Now why the cabin picture on the right?  It's not where I live but a place where I once stayed.  A house with a front porch was never a house I lived in, yet the picture remains.  It's a state of mind, a place to sit outside, perhaps sip on a beverage, and be a "third party" to everything or nothing.

Which puts me in mind of Masters' "Petit, the Poet," and its narrator's lament at the failure of poetry (or of poetry as he learned to write it) to do justice to the world.  Petit strikes me as a third party who has let the world pass him by while trying to do justice to it.  That's the rhetorical swamp I find myself in these days.  Let me try to dig myself out...

A version of the real me.

I started this blog five days ago, then deleted it in frustration three days ago, citing to myself the usual suspects: nothing to say, and nothing worth saying.  I have a lot to learn about this blogging thing, but alongside that I gotta figure out why I'm starting one.  I think I want to make it a journal-y endeavor for myself, but not just for myself.  There seems to be a ready-made audience for this "sphere," and I don't know squat about that audience yet.  Maybe that'll become clearer as I work it out.

Maybe I have nothing to say, but I'm gonna say it anyway.  This blog'll perhaps be a way for me to work through my writing hangups and get to that confidence point again. 

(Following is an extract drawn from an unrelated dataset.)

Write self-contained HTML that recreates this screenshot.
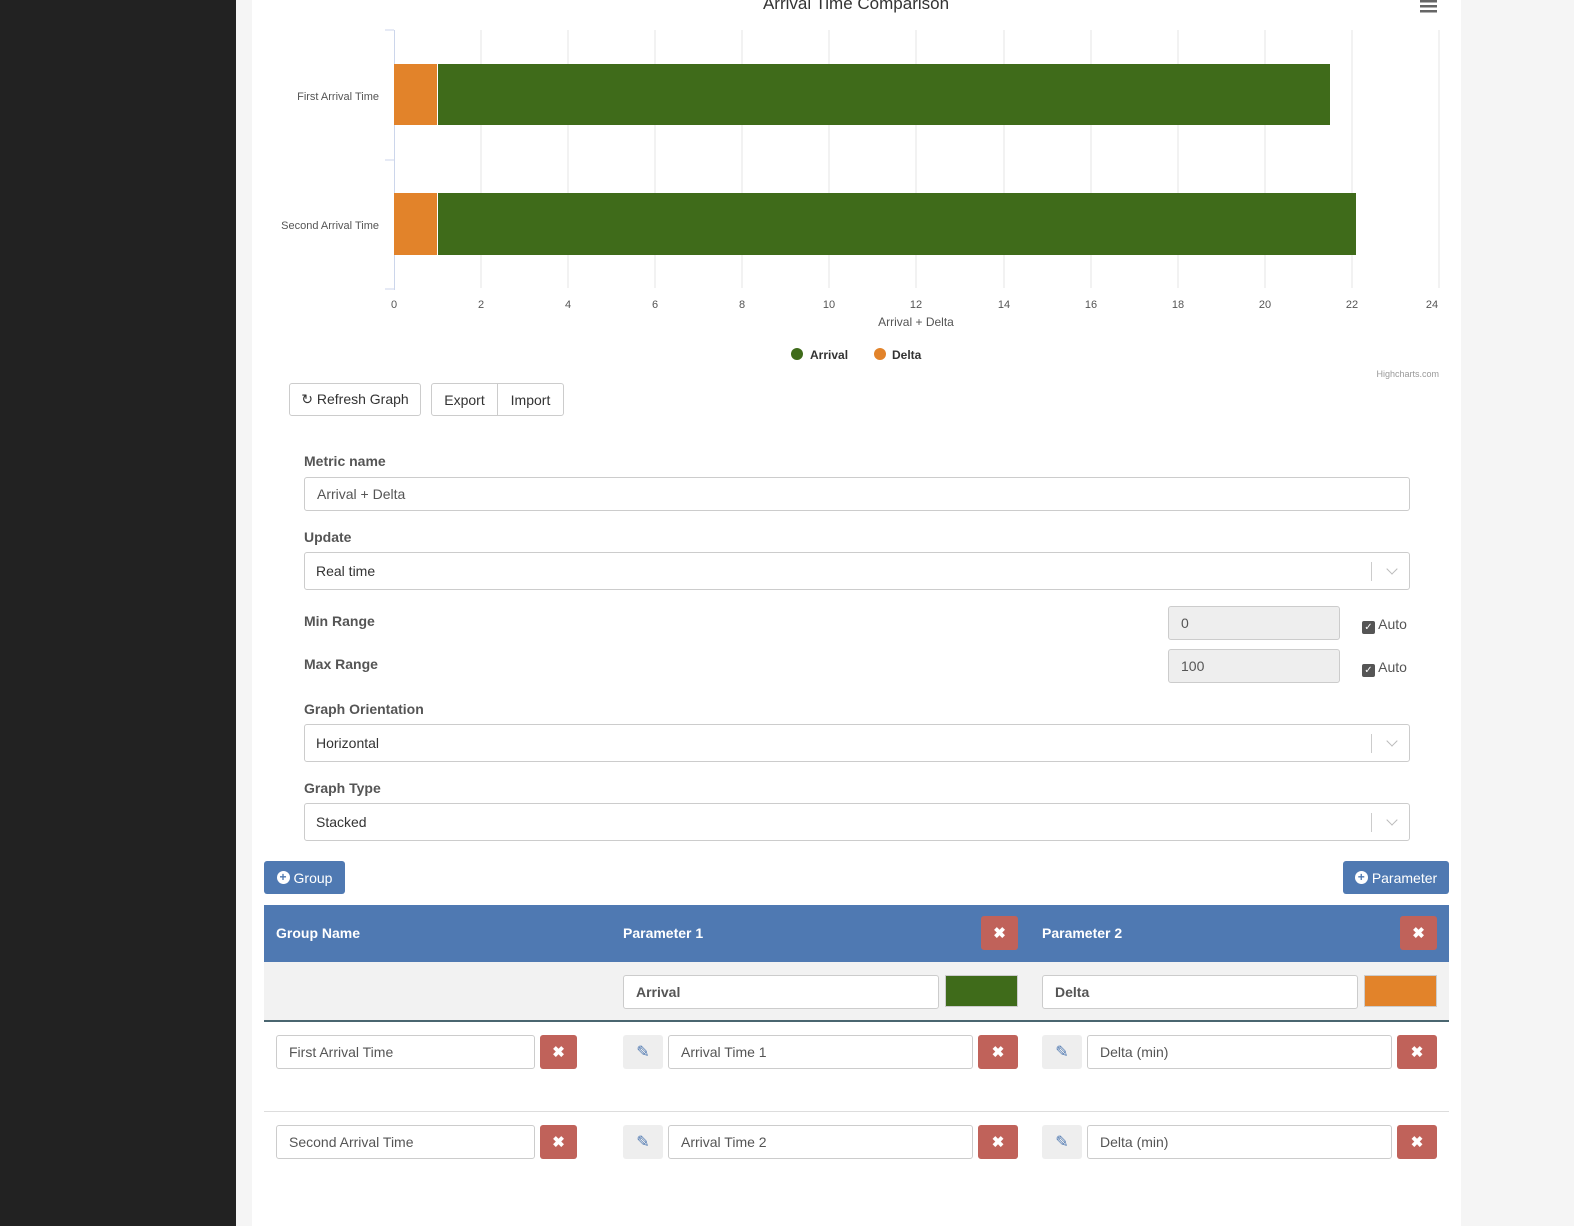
<!DOCTYPE html>
<html><head><meta charset="utf-8"><style>
*{box-sizing:border-box;margin:0;padding:0}
body{width:1574px;height:1226px;position:relative;background:#f5f5f5;font-family:"Liberation Sans",Arial,sans-serif;overflow:hidden}
.sb{position:absolute;left:0;top:0;width:236px;height:1226px;background:#222}
.panel{position:absolute;left:252px;top:0;width:1209px;height:1226px;background:#fff}
.a{position:absolute}
.lbl{position:absolute;left:304px;font-size:14px;font-weight:bold;color:#555}
.inp{position:absolute;border:1px solid #ccc;border-radius:3px;background:#fff;font-size:14px;color:#555;padding-left:12px;display:flex;align-items:center}
.sel{position:absolute;left:304px;width:1106px;height:38px;border:1px solid #ccc;border-radius:3px;font-size:14px;color:#333;padding-left:11px;display:flex;align-items:center}
.sel:after{content:"";position:absolute;right:37px;top:9px;height:19px;border-left:1px solid #ccc}
.chev{position:absolute;right:13px;top:12px;width:8px;height:8px;border-right:1.5px solid #bbb;border-bottom:1.5px solid #bbb;transform:rotate(45deg)}
.btn{position:absolute;border:1px solid #ccc;border-radius:3px;background:#fff;font-size:14px;color:#333;display:flex;align-items:center;justify-content:center}
.bb{position:absolute;background:#4f79b2;border-radius:3px;color:#fff;font-size:14px;display:flex;align-items:center;justify-content:center;gap:4px}
.x{position:absolute;width:37px;height:34px;background:#c0625a;border-radius:3px;color:#fff;font-weight:bold;font-size:15px;display:flex;align-items:center;justify-content:center}
.ed{position:absolute;width:40px;height:34px;background:#eee;border-radius:3px;display:flex;align-items:center;justify-content:center}
.plus{width:13px;height:13px;border-radius:50%;background:#fff;color:#4f79b2;font-size:12px;font-weight:bold;line-height:13px;text-align:center}
</style></head><body>
<div class="sb"></div>
<div class="panel"></div>
<svg class="a" style="left:0;top:0" width="1574" height="380" font-family="Liberation Sans,sans-serif">
<text x="856" y="9" font-size="17" text-anchor="middle" fill="#333">Arrival Time Comparison</text>
<g fill="#666"><rect x="1420" y="0" width="17" height="2.5"/><rect x="1420" y="5" width="17" height="2.5"/><rect x="1420" y="10" width="17" height="2.5"/></g>
<g stroke="#e6e6e6" stroke-width="1">
<line x1="481" y1="30" x2="481" y2="288"/><line x1="568" y1="30" x2="568" y2="288"/><line x1="655" y1="30" x2="655" y2="288"/><line x1="742" y1="30" x2="742" y2="288"/><line x1="829" y1="30" x2="829" y2="288"/><line x1="916" y1="30" x2="916" y2="288"/><line x1="1004" y1="30" x2="1004" y2="288"/><line x1="1091" y1="30" x2="1091" y2="288"/><line x1="1178" y1="30" x2="1178" y2="288"/><line x1="1265" y1="30" x2="1265" y2="288"/><line x1="1352" y1="30" x2="1352" y2="288"/><line x1="1439" y1="30" x2="1439" y2="288"/>
</g>
<g stroke="#ccd6eb"><line x1="394.5" y1="30" x2="394.5" y2="290"/><line x1="385" y1="30" x2="394" y2="30"/><line x1="385" y1="160" x2="394" y2="160"/><line x1="385" y1="289" x2="394" y2="289"/></g>
<rect x="394" y="64" width="43" height="61" fill="#e2832a"/><rect x="438" y="64" width="892" height="61" fill="#3f6b1a"/>
<rect x="394" y="193" width="43" height="62" fill="#e2832a"/><rect x="438" y="193" width="918" height="62" fill="#3f6b1a"/>
<g font-size="11" fill="#555" text-anchor="end"><text x="379" y="100">First Arrival Time</text><text x="379" y="229">Second Arrival Time</text></g>
<g font-size="11" fill="#555" text-anchor="middle"><text x="394" y="308">0</text><text x="481" y="308">2</text><text x="568" y="308">4</text><text x="655" y="308">6</text><text x="742" y="308">8</text><text x="829" y="308">10</text><text x="916" y="308">12</text><text x="1004" y="308">14</text><text x="1091" y="308">16</text><text x="1178" y="308">18</text><text x="1265" y="308">20</text><text x="1352" y="308">22</text><text x="1432" y="308">24</text></g>
<text x="916" y="326" font-size="12" fill="#555" text-anchor="middle">Arrival + Delta</text>
<circle cx="797" cy="354" r="6" fill="#3f6b1a"/><text x="810" y="359" font-size="12" font-weight="bold" fill="#333">Arrival</text>
<circle cx="880" cy="354" r="6" fill="#e2832a"/><text x="892" y="359" font-size="12" font-weight="bold" fill="#333">Delta</text>
<text x="1439" y="377" font-size="9" fill="#999" text-anchor="end">Highcharts.com</text>
</svg>
<div class="btn" style="left:289px;top:383px;width:132px;height:33px">&#x21bb;&nbsp;Refresh Graph</div>
<div class="btn" style="left:431px;top:383px;width:67px;height:33px;border-radius:3px 0 0 3px">Export</div>
<div class="btn" style="left:497px;top:383px;width:67px;height:33px;border-radius:0 3px 3px 0">Import</div>
<div class="lbl" style="top:453px">Metric name</div>
<div class="inp" style="left:304px;top:477px;width:1106px;height:34px">Arrival + Delta</div>
<div class="lbl" style="top:529px">Update</div>
<div class="sel" style="top:552px">Real time<div class="chev"></div></div>
<div class="lbl" style="top:613px">Min Range</div>
<div class="inp" style="left:1168px;top:606px;width:172px;height:34px;background:#eee">0</div>
<div class="a" style="left:1362px;top:616px;font-size:14px;color:#555"><span style="display:inline-block;width:13px;height:13px;background:#555;border-radius:2px;color:#fff;font-size:10px;text-align:center;line-height:13px;vertical-align:-1px">✓</span> Auto</div>
<div class="lbl" style="top:656px">Max Range</div>
<div class="inp" style="left:1168px;top:649px;width:172px;height:34px;background:#eee">100</div>
<div class="a" style="left:1362px;top:659px;font-size:14px;color:#555"><span style="display:inline-block;width:13px;height:13px;background:#555;border-radius:2px;color:#fff;font-size:10px;text-align:center;line-height:13px;vertical-align:-1px">✓</span> Auto</div>
<div class="lbl" style="top:701px">Graph Orientation</div>
<div class="sel" style="top:724px">Horizontal<div class="chev"></div></div>
<div class="lbl" style="top:780px">Graph Type</div>
<div class="sel" style="top:803px">Stacked<div class="chev"></div></div>
<div class="bb" style="left:264px;top:861px;width:81px;height:33px"><span class="plus">+</span>Group</div>
<div class="bb" style="left:1343px;top:861px;width:106px;height:33px"><span class="plus">+</span>Parameter</div>
<div class="a" style="left:264px;top:905px;width:1185px;height:57px;background:#4f79b2"></div>
<div class="a" style="left:276px;top:925px;color:#fff;font-weight:bold;font-size:14px">Group Name</div>
<div class="a" style="left:623px;top:925px;color:#fff;font-weight:bold;font-size:14px">Parameter 1</div>
<div class="a" style="left:1042px;top:925px;color:#fff;font-weight:bold;font-size:14px">Parameter 2</div>
<div class="x" style="left:981px;top:916px">✖</div>
<div class="x" style="left:1400px;top:916px">✖</div>
<div class="a" style="left:264px;top:962px;width:1185px;height:59px;background:#f2f2f2"></div>
<div class="a" style="left:264px;top:1020px;width:1185px;height:2px;background:#4a6670"></div>
<div class="inp" style="left:623px;top:975px;width:316px;height:34px;font-weight:bold">Arrival</div>
<div class="a" style="left:945px;top:975px;width:73px;height:32px;background:#3f6b1a;border:1px solid #ccc"></div>
<div class="inp" style="left:1042px;top:975px;width:316px;height:34px;font-weight:bold">Delta</div>
<div class="a" style="left:1364px;top:975px;width:73px;height:32px;background:#e2832a;border:1px solid #ccc"></div>
<div class="a" style="left:264px;top:1111px;width:1185px;height:1px;background:#ddd"></div>
<div class="inp" style="left:276px;top:1035px;width:259px;height:34px">First Arrival Time</div>
<div class="x" style="left:540px;top:1035px">✖</div>
<div class="ed" style="left:623px;top:1035px;color:#4f79b2">✎</div>
<div class="inp" style="left:668px;top:1035px;width:305px;height:34px">Arrival Time 1</div>
<div class="x" style="left:978px;top:1035px;width:40px">✖</div>
<div class="ed" style="left:1042px;top:1035px;color:#4f79b2">✎</div>
<div class="inp" style="left:1087px;top:1035px;width:305px;height:34px">Delta (min)</div>
<div class="x" style="left:1397px;top:1035px;width:40px">✖</div>
<div class="inp" style="left:276px;top:1125px;width:259px;height:34px">Second Arrival Time</div>
<div class="x" style="left:540px;top:1125px">✖</div>
<div class="ed" style="left:623px;top:1125px;color:#4f79b2">✎</div>
<div class="inp" style="left:668px;top:1125px;width:305px;height:34px">Arrival Time 2</div>
<div class="x" style="left:978px;top:1125px;width:40px">✖</div>
<div class="ed" style="left:1042px;top:1125px;color:#4f79b2">✎</div>
<div class="inp" style="left:1087px;top:1125px;width:305px;height:34px">Delta (min)</div>
<div class="x" style="left:1397px;top:1125px;width:40px">✖</div>
</body></html>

Funny thing is I teach English for a living.  I'm a lot like my weakest writers--nothing to say, nothing worth saying--except with better grammar and punctuation skills.

Declaration of principles (mini-); who I be; Uncle Walt.

Apart from the pulling and hauling stands what I am,
Stands amused, complacent, compassionating, idle, unitary,
Looks down, is erect, or bends an arm on an impalpable certain rest,
Looking with side-curved head curious what will come next,
Both in and out of the game and watching and wondering at it.